Salts don’t plague sodic soils. Instead, these soils have high sodium levels. Sodium prompts clay particles in these soils to randomly disperse. This dispersion slows water infiltration, increases erosion, and forms gullies.

Saline and sodic areas may also impact conventionally tilled sodic and saline soils.

Pierpont’s Puzzle
Precipitation that’s pummeled Pierpont, South Dakota, in the 2000s shows what these farmers face.

From 1951 to 1960, precipitation tallied 17 inches per year in this northeast South Dakota town. From 2001 to 2010, annual precipitation leaped to 25 inches.

If this were 1822 rather than 2022, the native prairie grasses would be able to soak up this excess water and cycle the resulting salts and sodium back into deep subsoil.

“Switchgrass has a massive root system that goes deep into the soil,” says Reese.
That’s changed.

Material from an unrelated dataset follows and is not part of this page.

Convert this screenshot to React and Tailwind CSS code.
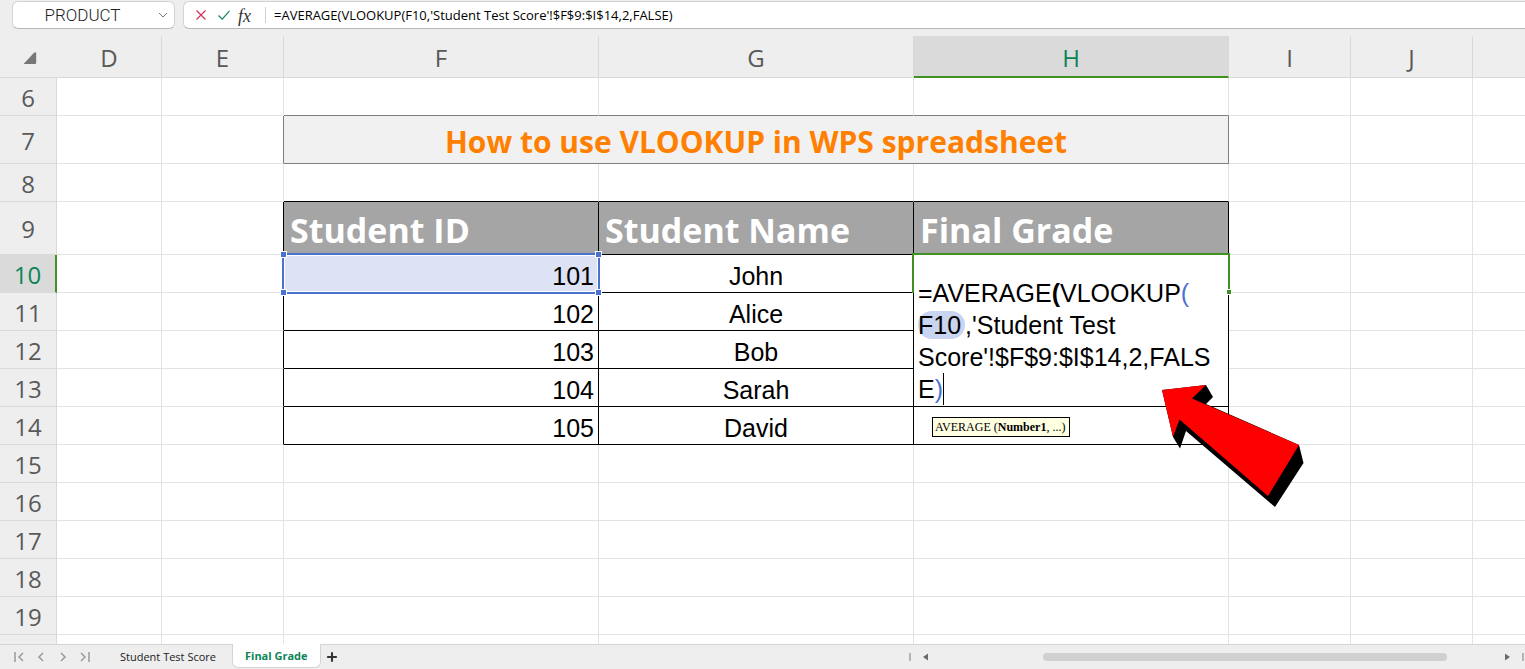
import { useState } from 'react'
import clsx from 'clsx'
import { Plus } from 'lucide-react'

const formula = "=AVERAGE(VLOOKUP(F10,'Student Test Score'!$F$9:$I$14,2,FALSE)"

const columns = [
  { name: 'D', width: 'w-[105px]' },
  { name: 'E', width: 'w-[122px]' },
  { name: 'F', width: 'w-[315px]' },
  { name: 'G', width: 'w-[315px]' },
  { name: 'H', width: 'w-[315px]' },
  { name: 'I', width: 'w-[122px]' },
  { name: 'J', width: 'w-[122px]' },
]

const students = [
  { row: 10, id: 101, name: 'John' },
  { row: 11, id: 102, name: 'Alice' },
  { row: 12, id: 103, name: 'Bob' },
  { row: 13, id: 104, name: 'Sarah' },
  { row: 14, id: 105, name: 'David' },
]

const emptyRows = [15, 16, 17, 18, 19]

const sheets = ['Student Test Score', 'Final Grade']

function Cell({ className, right = 'border-r-[#e3e3e3]', bottom = 'border-b-[#e3e3e3]', ...props }) {
  return <td className={clsx('border-r border-b p-0 last:border-r-0', right, bottom, className)} {...props} />
}

function Row({ n, height = 'h-[38px]', active, children }) {
  return (
    <tr className={height}>
      <th
        scope="row"
        className={clsx(
          'border-b border-b-[#d9d9d9] px-0 pt-0.5 pb-0 text-center text-[24px] leading-7 font-normal',
          active
            ? 'border-r-2 border-r-[#3f9122] bg-[#dadada] text-[#0b8457]'
            : 'border-r border-r-[#d9d9d9] bg-[#eeeeee] text-[#595959]',
        )}
      >
        {n}
      </th>
      {children}
    </tr>
  )
}

function FormulaBar() {
  const [name, setName] = useState('PRODUCT')
  const [value, setValue] = useState(formula)

  return (
    <div className="flex h-9 shrink-0 items-start gap-2 pt-px pl-3">
      <div className="flex h-7 w-[163px] items-center rounded-md border border-[#d4d4d4] border-b-[#b8b8b8] bg-white">
        <input
          aria-label="Name box"
          value={name}
          onChange={(e) => setName(e.target.value)}
          className="w-full min-w-0 flex-1 pt-0.5 text-center font-[Roboto,sans-serif] text-[17px] font-light text-[#222] outline-none"
        />
        <button type="button" aria-label="Name box list" className="px-1.5">
          <svg viewBox="0 0 10 6" className="h-1.5 w-2.5 fill-none stroke-[#777]">
            <path d="M1 1l4 4 4-4" />
          </svg>
        </button>
      </div>

      <div className="flex h-7 min-w-0 flex-1 items-center rounded-l-md border border-r-0 border-[#d4d4d4] border-b-[#b8b8b8] bg-white pl-3">
        <button type="button" aria-label="Cancel">
          <svg viewBox="0 0 10 10" className="size-2.5 fill-none stroke-[#cf3358] stroke-[1.2]">
            <path d="M.5.5l9 9M9.5.5l-9 9" />
          </svg>
        </button>
        <button type="button" aria-label="Enter" className="ml-3">
          <svg viewBox="0 0 12 10" className="h-2.5 w-3 fill-none stroke-[#17875b] stroke-[1.2]">
            <path d="M.5 5.5l3.7 3.7L11.5.8" />
          </svg>
        </button>
        <button
          type="button"
          aria-label="Insert function"
          className="ml-2 pt-0.5 font-['Liberation_Serif',serif] text-[18px] leading-5 text-[#333] italic"
        >
          fx
        </button>
        <span className="ml-3.5 h-4 w-px bg-[#cfcfcf]" />
        <input
          aria-label="Formula"
          value={value}
          onChange={(e) => setValue(e.target.value)}
          className="ml-2 min-w-0 flex-1 pt-0.5 text-[13px] text-black outline-none"
        />
      </div>
    </div>
  )
}

function RangeOutline() {
  return (
    <div className="absolute -inset-[2px] border-2 border-[#4a72cf]">
      <div className="h-full border border-white bg-[#dde2f5]" />
      <i className="absolute -top-[4px] -left-[4px] size-[7px] border border-white bg-[#4a72cf]" />
      <i className="absolute -top-[4px] -right-[4px] size-[7px] border border-white bg-[#4a72cf]" />
      <i className="absolute -bottom-[4px] -left-[4px] size-[7px] border border-white bg-[#4a72cf]" />
      <i className="absolute -right-[4px] -bottom-[4px] size-[7px] border border-white bg-[#4a72cf]" />
    </div>
  )
}

function Arrow() {
  return (
    <svg
      viewBox="1160 384 145 125"
      className="pointer-events-none absolute top-[129px] left-[246px] z-30 h-[125px] w-[145px] max-w-none"
      aria-hidden
    >
      <path d="M1162 390L1206 385L1213 397L1206 404L1299 445L1303.500 463L1275 507L1186 431L1180 448.500L1173 437Z" />
      <path fill="#ff0000" d="M1162 390L1206 385L1192 398.500L1299 445L1268 496L1179.500 419.500L1173 437Z" />
    </svg>
  )
}

function CellEditor() {
  return (
    <>
      <div className="absolute top-0 left-0 h-[151px] w-full bg-white pt-[22px] pl-1 font-['Liberation_Sans',Arial,sans-serif] text-[25px] leading-8 whitespace-nowrap text-black">
        =AVERAGE<b>(</b>VLOOKUP<span className="text-[#4a72cf]">(</span>
        <br />
        <span className="rounded-full bg-[#c9d4f1] pr-1 leading-6">F10</span>
        ,'Student Test
        <br />
        Score'!$F$9:$I$14,2,FALS
        <br />E<span className="border-r border-black py-0.5 text-[#4a72cf]">)</span>
      </div>
      <div className="pointer-events-none absolute -top-[2px] -right-[2px] -left-[2px] h-[40px] border-2 border-b-0 border-[#3f9122]" />
      <i className="absolute top-[34px] -right-[4px] size-[6px] border border-white bg-[#3f9122]" />
      <div className="absolute top-[162px] left-[18px] border border-black bg-[#ffffe1] pr-1 pl-0.5 font-['Liberation_Serif',serif] text-[12px] leading-[18px] whitespace-nowrap text-black">
        AVERAGE (<b>Number1</b>, ...)
      </div>
      <Arrow />
    </>
  )
}

function Sheet() {
  const head = 'border-r px-0 pt-[3px] pb-0 text-center text-[24px] leading-7 font-normal border-r-[#d9d9d9]'

  return (
    <table className="w-full table-fixed border-separate border-spacing-0">
      <colgroup>
        <col className="w-[57px]" />
        {columns.map((c) => (
          <col key={c.name} className={c.width} />
        ))}
        <col />
      </colgroup>
      <thead>
        <tr className="h-[42px] bg-[#eeeeee] text-[#595959]">
          <td className="border-b border-b-[#d9d9d9] px-0 pt-[3px] pb-0">
            <svg viewBox="0 0 13 12" className="ml-6 h-3 w-[13px] fill-[#777]" aria-hidden>
              <path d="M0 11.500L10 .8Q12.200-.8 12.200 1.500V10.500Q12.200 12 11 12H.8Q-.4 12 0 11.500Z" />
            </svg>
          </td>
          {columns.map((c) => (
            <th
              key={c.name}
              scope="col"
              className={clsx(
                head,
                c.name === 'H'
                  ? 'border-b-2 border-b-[#3f9122] bg-[#dadada] text-[#0b8457]'
                  : 'border-b border-b-[#d9d9d9]',
              )}
            >
              {c.name}
            </th>
          ))}
          <td className="border-b border-b-[#d9d9d9] p-0" />
        </tr>
      </thead>
      <tbody>
        <Row n={6}>
          <Cell />
          <Cell />
          <Cell bottom="border-b-[#7f7f7f]" />
          <Cell bottom="border-b-[#7f7f7f]" />
          <Cell bottom="border-b-[#7f7f7f]" />
          <Cell />
          <Cell />
          <Cell />
        </Row>
        <Row n={7} height="h-[48px]">
          <Cell />
          <Cell right="border-r-[#7f7f7f]" />
          <Cell
            colSpan={3}
            right="border-r-[#7f7f7f]"
            bottom="border-b-[#7f7f7f]"
            className="bg-[#f1f1f1] pt-1 text-center text-[30px] leading-10 font-bold text-[#ff8000]"
          >
            How to use VLOOKUP in WPS spreadsheet
          </Cell>
          <Cell />
          <Cell />
          <Cell />
        </Row>
        <Row n={8}>
          <Cell />
          <Cell />
          <Cell bottom="border-b-black" />
          <Cell bottom="border-b-black" />
          <Cell bottom="border-b-black" />
          <Cell />
          <Cell />
          <Cell />
        </Row>
        <Row n={9} height="h-[53px]">
          <Cell />
          <Cell right="border-r-black" />
          {['Student ID', 'Student Name', 'Final Grade'].map((title) => (
            <Cell
              key={title}
              right="border-r-black"
              bottom="border-b-black"
              className="bg-[#a5a5a5] pt-1 pl-1.5 text-[34px] leading-[48px] font-bold text-white"
            >
              {title}
            </Cell>
          ))}
          <Cell />
          <Cell />
          <Cell />
        </Row>
        {students.map((s) => {
          const active = s.row === 10
          const body =
            "align-bottom font-['Liberation_Sans',Arial,sans-serif] text-[25px] leading-8 text-black"
          return (
            <Row key={s.row} n={s.row} active={active}>
              <Cell />
              <Cell right="border-r-black" />
              <Cell
                right="border-r-black"
                bottom="border-b-black"
                className={clsx(body, 'pr-1 text-right', active && 'relative z-10')}
              >
                {active && <RangeOutline />}
                <span className="relative">{s.id}</span>
              </Cell>
              <Cell right="border-r-black" bottom="border-b-black" className={clsx(body, 'text-center')}>
                {s.name}
              </Cell>
              <Cell right="border-r-black" bottom="border-b-black" className={clsx(active && 'relative z-20')}>
                {active && <CellEditor />}
              </Cell>
              <Cell />
              <Cell />
              <Cell />
            </Row>
          )
        })}
        {emptyRows.map((n) => (
          <Row key={n} n={n}>
            {columns.map((c) => (
              <Cell key={c.name} />
            ))}
            <Cell />
          </Row>
        ))}
        <Row>
          {columns.map((c) => (
            <Cell key={c.name} />
          ))}
          <Cell />
        </Row>
      </tbody>
    </table>
  )
}

function NavButton({ label, d }) {
  return (
    <button type="button" aria-label={label}>
      <svg viewBox="0 0 10 10" className="size-2.5 fill-none stroke-[#9a9a9a] stroke-[1.5]">
        <path d={d} />
      </svg>
    </button>
  )
}

function SheetTabs() {
  const [current, setCurrent] = useState('Final Grade')

  return (
    <div className="flex h-[25px] shrink-0 border-t border-[#d4d4d4] bg-[#eeeeee]">
      <div className="flex min-w-0 grow-3 basis-0">
        <div className="flex items-center gap-3 px-3.5">
          <NavButton label="First sheet" d="M1 0v10M9 1L5 5l4 4" />
          <NavButton label="Previous sheet" d="M7 1L3 5l4 4" />
          <NavButton label="Next sheet" d="M3 1l4 4-4 4" />
          <NavButton label="Last sheet" d="M9 0v10M1 1l4 4-4 4" />
        </div>
        {sheets.map((sheet) => (
          <button
            key={sheet}
            type="button"
            onClick={() => setCurrent(sheet)}
            className={clsx(
              'h-6 text-[11px] whitespace-nowrap',
              sheet === current
                ? '-mt-px rounded-b-md border border-t-0 border-[#d4d4d4] bg-white px-3 pt-0.5 font-bold text-[#0b8457]'
                : 'px-4 text-[#222]',
            )}
          >
            {sheet}
          </button>
        ))}
        <button type="button" aria-label="New sheet" className="px-1">
          <Plus className="size-3.5 text-[#333]" strokeWidth={3.5} />
        </button>
      </div>
      <div className="flex grow-2 basis-2.5 items-center">
        <span className="h-2 w-0.5 bg-[#b5b5b5]" />
        <button type="button" aria-label="Scroll left" className="ml-3">
          <svg viewBox="0 0 5 8" className="h-2 w-[5px] fill-[#6b6b6b]">
            <path d="M5 .5v7L0 4z" />
          </svg>
        </button>
        <div className="flex-1">
          <div className="ml-[20%] h-2 w-[70%] rounded-full bg-[#d0d0d0]" />
        </div>
        <button type="button" aria-label="Scroll right" className="mr-3">
          <svg viewBox="0 0 5 8" className="h-2 w-[5px] fill-[#6b6b6b]">
            <path d="M0 .5v7L5 4z" />
          </svg>
        </button>
        <span className="mr-px h-2 w-0.5 bg-[#b5b5b5]" />
      </div>
    </div>
  )
}

export default function App() {
  return (
    <div className="flex h-screen flex-col bg-[#eeeeee] font-['Open_Sans','Noto_Sans',sans-serif]">
      <FormulaBar />
      <main className="min-h-0 flex-1 overflow-hidden bg-white">
        <Sheet />
      </main>
      <SheetTabs />
    </div>
  )
}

These days, corn and soybeans flanked by occasional spring wheat is the northeastern South Dakota norm.

“Compared with switchgrass, these crops don’t use a lot of water,” says Reese. At best, soybeans use water for 2.5 months each year. This leaves no crop to lap up water the rest of the year.

Sample First
Soil sample to see if you have sodic or saline soil. Soil readings can be gathered with a variety of tools that measure electrical conductivity (EC). The higher the EC, the higher the salt content. Most labs define a soil as saline if the EC has a reading of 4 deciSiemens per meter or more.

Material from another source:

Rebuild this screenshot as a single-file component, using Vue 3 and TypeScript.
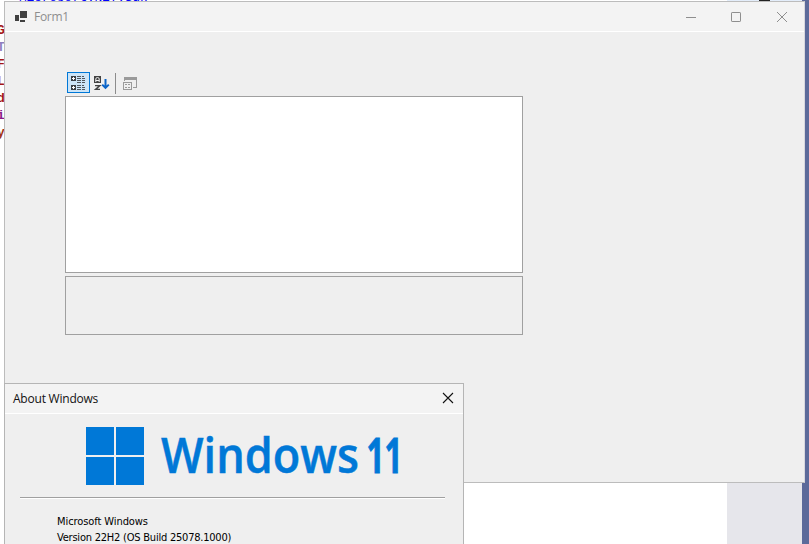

Assessing field sodium content includes calculating the soil’s solution sodium adsorption ratio (SAR) value or the exchangeable sodium percentage (ESP). In the Dakotas, values exceeding 4 and and 5 indicate a serious problem. Contact a local Extension agent or knowledgeable soil consultant to help you make these calculations.

Tile drainage can slice soil salinity. It’s not a sole strategy, though. That’s particularly true with compacted soils, as water cannot pass through them. You also need an outlet for tile water to flow, which doesn’t always exist in South Dakota.

Crops like salt-tolerant alfalfa initially planted along the rims of impacted soils can gradually restore productivity. “These can lower the water table and intercept excess water as you work your way from rims into saline- and sodic-soil areas,” says Doug Malo, SDSU soil scientist.

The Gypsum Solution

Since his son, Bryce, has a tile-installation business, they tiled most sodic pockets where outlets exist. Calcium sulfate source like gypsum or anhydrite applications work in conjunction with the tiling.

Gillen uses salt-zone maps of salty pockets in which he can vary gypsum rates and seed. Gypsum and anhydrite bind with the salts,  moving water and sodium downward in soils. And when used together with tiling and gypsum and anhydrite can also lower pH in high-pH soils.

“Soils with pH levels of 8 or above can make nutrients less available to the plant,” says Malo.

At $240 per ton, gypsum application costs $100 per acre.

Tall Wheatgrass

Gillen also plants tall wheatgrass in and on areas bordering sodic soils to nix excess sodium.

“We dormant-seed it after Thanksgiving,” he says. “We drill it into frozen ground.” Late November drilling helps Gillen seed soils that normally would be too wet to plant during other times of the year.

By spring, the seed is in firm soil and ready to germinate. Seeding costs for 14 pounds per acre of switchgrass is $28 per acre.

“It is low-quality hay, but it grows well around wetland borders,” says Gillen. If sodium is too concentrated, tall wheatgrass stands will suffer. At that point, a calcium sulfate source like gypsum or anhydrite offer the best solution. However, tall wheatgrass stands moving from rim areas into heavily impacted areas will slowly, but eventually result.

“After three to four years, you can start farming it again,” he says.

You may even be able to get it back sooner.

“I had 2 acres that wouldn’t grow anything,” says Gillen. “After two years of tall wheatgrass, I planted corn and got a full stand. Four to five years might have been better, but it looked beautiful this year.”

Spraying .5 pounds per acre of atrazine in the spring enables Gillen to blitz foxtail barley, he says.

If the stand extends beyond two years, you may want to fertilize, he adds.

Reclaiming Costs
The $500 per acre in lost inputs on those two acres would return nothing without treatment. Gillen figures it takes $50 per acre profits on 20 acres in one year on the rest of his farm to fix those two acres. In the long run, it’s worth it, he says.

“We can’t do the same thing over and over again and expect different results,” he says. “These issues need to be fixed.”